> What the task requires:
Print the listing from its top line through the line containing "const BLUE = '#3e60aa';", nothing more, and leave out the pictures.

> Available data:
===============
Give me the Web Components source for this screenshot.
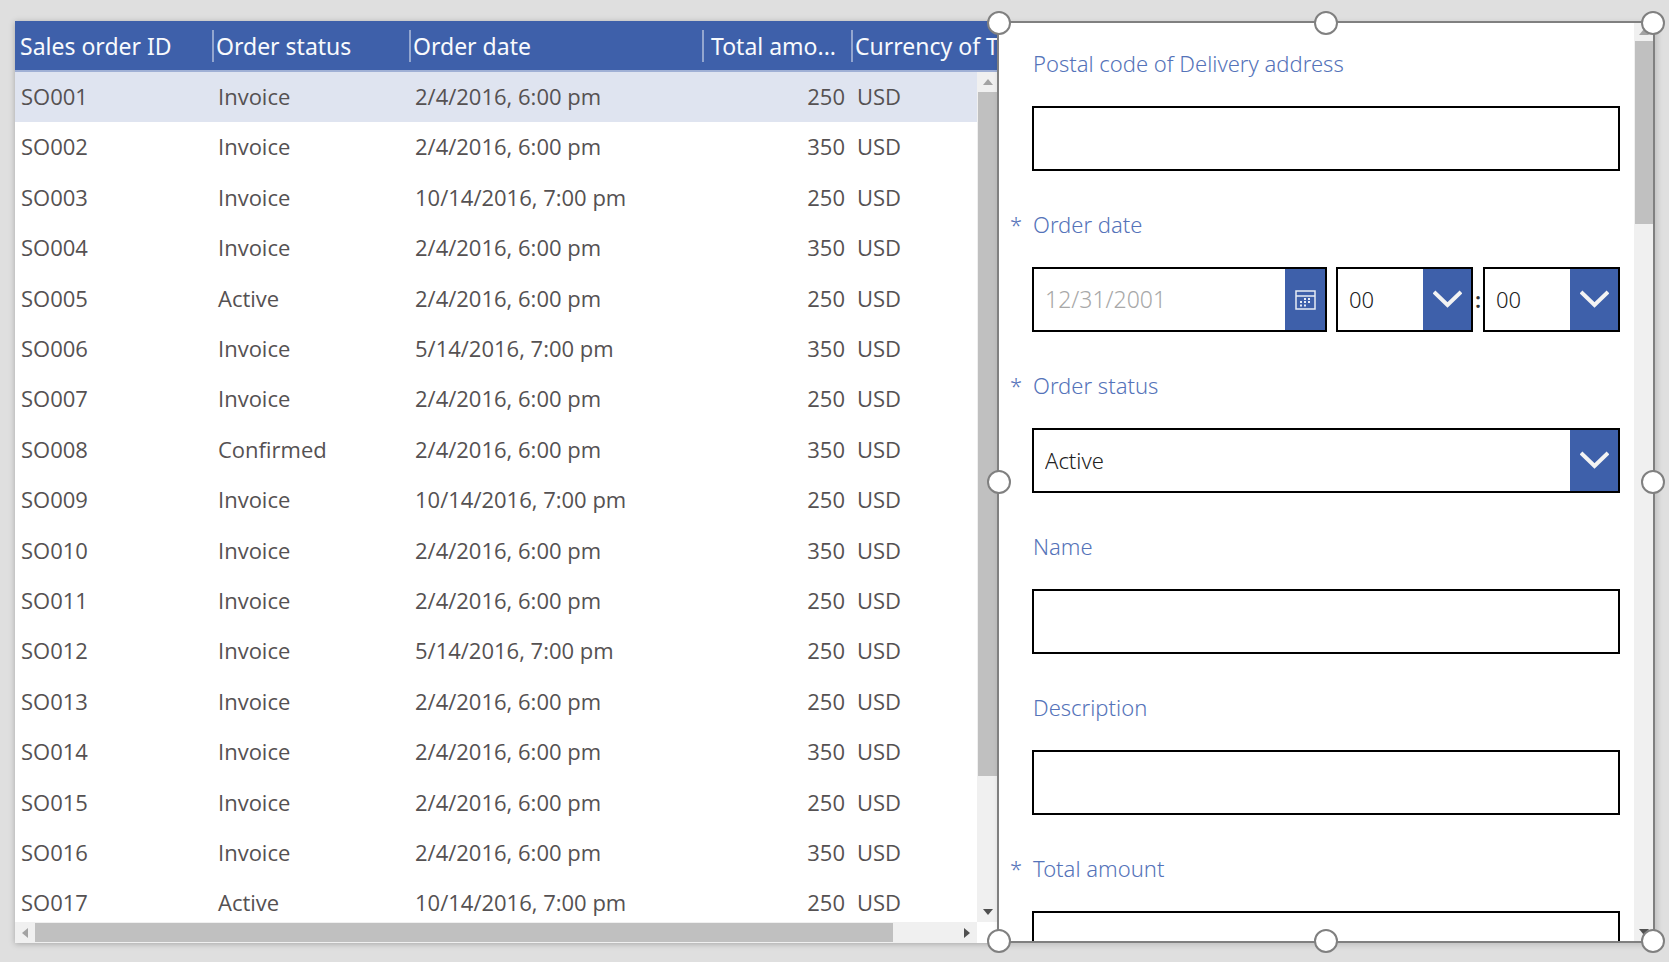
<!DOCTYPE html>
<html lang="en">
<head>
<meta charset="utf-8">
<title>Sales orders</title>
<style>
  html { background: #dfdfdf; }
  body { margin: 0; font-family: "Open Sans", "Noto Sans", sans-serif; font-size: 22px; line-height: 30px; color: #555152; }
</style>
</head>
<body>
<sales-app></sales-app>

<script>
const BLUE = '#3e60aa';

function define(name, html, setup) {
  const template = document.createElement('template');
  template.innerHTML = html;
  customElements.define(name, class extends HTMLElement {
    constructor() {
      super();
      this.attachShadow({ mode: 'open' });
    }
    connectedCallback() {
      if (this.shadowRoot.childNodes.length) return;
      this.shadowRoot.append(template.content.cloneNode(true));
      if (setup) setup(this, this.shadowRoot);
    }
  });
}

/* Scroll bar: the parts attribute holds before / thumb / after shares of the track */
define('scroll-bar', `
<style>
  :host { display: flex; flex-direction: column; background: #f0f0f0; min-width: 0; min-height: 0; }
  :host([horizontal]) { flex-direction: row; }
  .arrow { flex: none; display: flex; align-items: center; justify-content: center; width: 100%; height: var(--arrow, 20px); }
  :host([horizontal]) .arrow { width: 20px; height: 100%; }
  .thumb { background: #c0c0c0; margin: 0 var(--inset, 1px) 0 1px; }
  :host([horizontal]) .thumb { margin: 1px 0; }
  svg { width: 10px; height: 10px; }
  :host([horizontal]) svg { transform: rotate(-90deg); }
  .start { fill: #a3a3a3; }
  .end { fill: #505050; }
</style>
<div class="arrow"><svg class="start" viewBox="0 0 10 10"><path d="M0 8 5 2l5 6z"/></svg></div>
<div class="before"></div><div class="thumb"></div><div class="after"></div>
<div class="arrow"><svg class="end" viewBox="0 0 10 10"><path d="M0 2h10L5 8z"/></svg></div>`,
(host, root) => {
  const parts = host.getAttribute('parts').split(' ');
  ['before', 'thumb', 'after'].forEach((name, i) => {
    root.querySelector('.' + name).style.flex = parts[i] + ' 1 0px';
  });
});

const rows = [
  ['Invoice', '2/4/2016, 6:00 pm', 250], ['Invoice', '2/4/2016, 6:00 pm', 350],
  ['Invoice', '10/14/2016, 7:00 pm', 250], ['Invoice', '2/4/2016, 6:00 pm', 350],
  ['Active', '2/4/2016, 6:00 pm', 250], ['Invoice', '5/14/2016, 7:00 pm', 350],
  ['Invoice', '2/4/2016, 6:00 pm', 250], ['Confirmed', '2/4/2016, 6:00 pm', 350],
  ['Invoice', '10/14/2016, 7:00 pm', 250], ['Invoice', '2/4/2016, 6:00 pm', 350],
  ['Invoice', '2/4/2016, 6:00 pm', 250], ['Invoice', '5/14/2016, 7:00 pm', 250],
  ['Invoice', '2/4/2016, 6:00 pm', 250], ['Invoice', '2/4/2016, 6:00 pm', 350],
  ['Invoice', '2/4/2016, 6:00 pm', 250], ['Invoice', '2/4/2016, 6:00 pm', 350],
  ['Active', '10/14/2016, 7:00 pm', 250]
];

define('order-table', `
<style>
  :host { display: grid; grid-template: 51px minmax(0, 1fr) 21px / minmax(0, 1fr) 21px; background: #fff; min-height: 0; min-width: 0; box-shadow: 0 1px 6px rgba(0,0,0,.25); }
  .view { grid-area: 1 / 1 / 3 / 3; overflow: hidden; }
  table { width: 100%; table-layout: fixed; border-collapse: separate; border-spacing: 0; }
  th, td { padding: 0 6px; text-align: left; font-weight: 400; white-space: nowrap; overflow: hidden; }
  th { height: 49px; padding: 0 0 0 5px; box-sizing: content-box; border-bottom: 2px solid #a0b0d5; background: ${BLUE}; color: #f8fafd; font-family: "Noto Sans", "Open Sans", sans-serif; font-size: 23px; line-height: 32px; }
  th span { display: block; height: 32px; }
  th + th span { border-left: 2px solid #93a6cf; padding-left: 2px; margin-left: -5px; }
  th.total span { padding-left: 7px; }
  td { height: 48px; padding-bottom: 2px; }
  tr:nth-child(5n + 3) td, tr:nth-child(5n) td { height: 49px; }
  tr.selected td { background: #dfe4f0; }
  td:nth-child(4) { text-align: right; }
  .vertical { grid-area: 2 / 2; }
  .horizontal { grid-area: 3 / 1; }
</style>
<div class="view">
  <table>
    <colgroup><col style="width:197px"><col style="width:197px"><col style="width:293px"><col style="width:149px"><col></colgroup>
    <thead><tr>
      <th scope="col"><span>Sales order ID</span></th><th scope="col"><span>Order status</span></th>
      <th scope="col"><span>Order date</span></th><th scope="col" class="total"><span>Total amo...</span></th>
      <th scope="col"><span>Currency of T</span></th>
    </tr></thead>
    <tbody></tbody>
  </table>
</div>
<scroll-bar class="vertical" parts="0 684 126"></scroll-bar>
<scroll-bar class="horizontal" horizontal parts="0 858 64"></scroll-bar>`,
(host, root) => {
  root.querySelector('tbody').innerHTML = rows.map(([status, date, total], i) =>
    `<tr${i ? '' : ' class="selected"'}><td>SO${String(i + 1).padStart(3, '0')}</td><td>${status}</td><td>${date}</td><td>${total}</td><td>USD</td></tr>`).join('');
});

/* Controls of the edit form; every label sits in the same root as its control */
const controls = {
  text: () => `<input class="box" id="control" type="text">`,
  select: value => drop('control', value, ''),
  datetime: () => `
    <div class="box date"><input id="control" type="text" placeholder="12/31/2001">
      <button type="button" aria-label="Open calendar"><svg width="21" height="20" viewBox="0 0 21 20" fill="none" stroke="#e6ebf5"><path d="M1 1h19v18H1zM1 6h19" stroke-width="1.500"/><path d="M9 9h2m2 0h2M5 12h2m2 0h2m2 0h2M5 15.500h2m2 0h2" stroke-width="1.800"/></svg></button>
    </div>
    ${drop('hour', '00', 'Hour')}<span class="colon">:</span>${drop('minute', '00', 'Minute')}`
};
function drop(id, value, label) {
  return `<div class="box drop"><select id="${id}"${label ? ` aria-label="${label}"` : ''}><option>${value}</option></select>
    <svg width="29" height="18" viewBox="0 0 29 18" fill="none" stroke="#f3f3f3" stroke-width="4"><path d="M1 2 14.500 15 28 2"/></svg></div>`;
}

define('form-field', `
<style>
  :host { display: block; height: 161px; font-family: "Noto Sans", "Open Sans", sans-serif; font-weight: 300; }
  .label { display: flex; height: 58px; align-items: flex-start; color: #5573b9; padding-left: 1px; }
  .star { width: 23px; margin-left: -23px; }
  .row { display: flex; height: 65px; }
  .box { box-sizing: border-box; flex: 1 1 0; min-width: 0; height: 65px; border: 2px solid #000; border-radius: 0; background: #fff; display: flex; margin: 0; padding: 0 11px; }
  .date, .drop { padding: 0; }
  .date input, select { flex: 1; min-width: 0; border: 0; margin: 0; padding: 0 11px 2px; background: none; height: 100%; box-sizing: border-box; }
  input, select { font: inherit; color: #222; outline: 0; }
  .date input { font-size: 23px; }
  input::placeholder { color: #a8a8a8; opacity: 1; }
  button { flex: none; width: 40px; padding: 0; border: 0; background: ${BLUE}; display: flex; align-items: center; justify-content: center; }
  .date { margin-right: 9px; }
  .drop { display: grid; grid-template-columns: minmax(0, 1fr) 48px; }
  .datetime .drop { flex: 0 0 137px; }
  select { appearance: none; grid-area: 1 / 1 / 2 / 3; }
  .drop svg { grid-area: 1 / 2; width: 48px; height: 61px; background: ${BLUE}; box-sizing: border-box; padding: 21px 9px 22px 10px; pointer-events: none; }
  .colon { width: 10px; line-height: 65px; text-align: center; color: #333; font-weight: 600; }
</style>
<div class="label"><span class="star"></span><label for="control"><slot></slot></label></div>
<div class="row"></div>`,
(host, root) => {
  const type = host.getAttribute('type') || 'text';
  const row = root.querySelector('.row');
  row.classList.add(type);
  row.innerHTML = controls[type](host.getAttribute('value'));
  if (host.hasAttribute('required')) root.querySelector('.star').textContent = '*';
});

define('edit-form', `
<style>
  :host { display: grid; grid-template-columns: minmax(0, 1fr) 19px; box-sizing: border-box; border: 2px solid #808080; background: #fff; box-shadow: 2px 2px 6px rgba(0,0,0,.15); position: relative; min-height: 0; min-width: 0; }
  form { overflow: hidden; padding: 25px 14px 0 33px; min-height: 0; }
  scroll-bar { --arrow: 18px; --inset: 0px; }
  i { position: absolute; box-sizing: border-box; width: 24px; height: 24px; margin: -12px; border: 2px solid #808080; border-radius: 50%; background: #fff; }
  .w { left: 0; } .c { left: 50%; } .e { left: 100%; }
  .n { top: 0; } .m { top: 50%; } .s { top: 100%; }
</style>
<form>
  <form-field>Postal code of Delivery address</form-field>
  <form-field type="datetime" required>Order date</form-field>
  <form-field type="select" value="Active" required>Order status</form-field>
  <form-field>Name</form-field>
  <form-field>Description</form-field>
  <form-field required>Total amount</form-field>
</form>
<scroll-bar parts="0 183 699"></scroll-bar>
<i class="w n"></i><i class="c n"></i><i class="e n"></i>
<i class="w m"></i><i class="e m"></i>
<i class="w s"></i><i class="c s"></i><i class="e s"></i>`);

define('sales-app', `
<style>
  :host { display: grid; grid-template-columns: minmax(0, 3fr) minmax(0, 2fr); grid-template-rows: minmax(0, 1fr); box-sizing: border-box; height: 100vh; padding: 21px 14px 19px 15px; overflow: hidden; }
  order-table { margin-right: 1px; }
  edit-form { margin-left: -2px; }
</style>
<order-table></order-table>
<edit-form></edit-form>`);
</script>
</body>
</html>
===============
> Full answer:
Give me the Web Components source for this screenshot.
<!DOCTYPE html>
<html lang="en">
<head>
<meta charset="utf-8">
<title>Sales orders</title>
<style>
  html { background: #dfdfdf; }
  body { margin: 0; font-family: "Open Sans", "Noto Sans", sans-serif; font-size: 22px; line-height: 30px; color: #555152; }
</style>
</head>
<body>
<sales-app></sales-app>

<script>
const BLUE = '#3e60aa';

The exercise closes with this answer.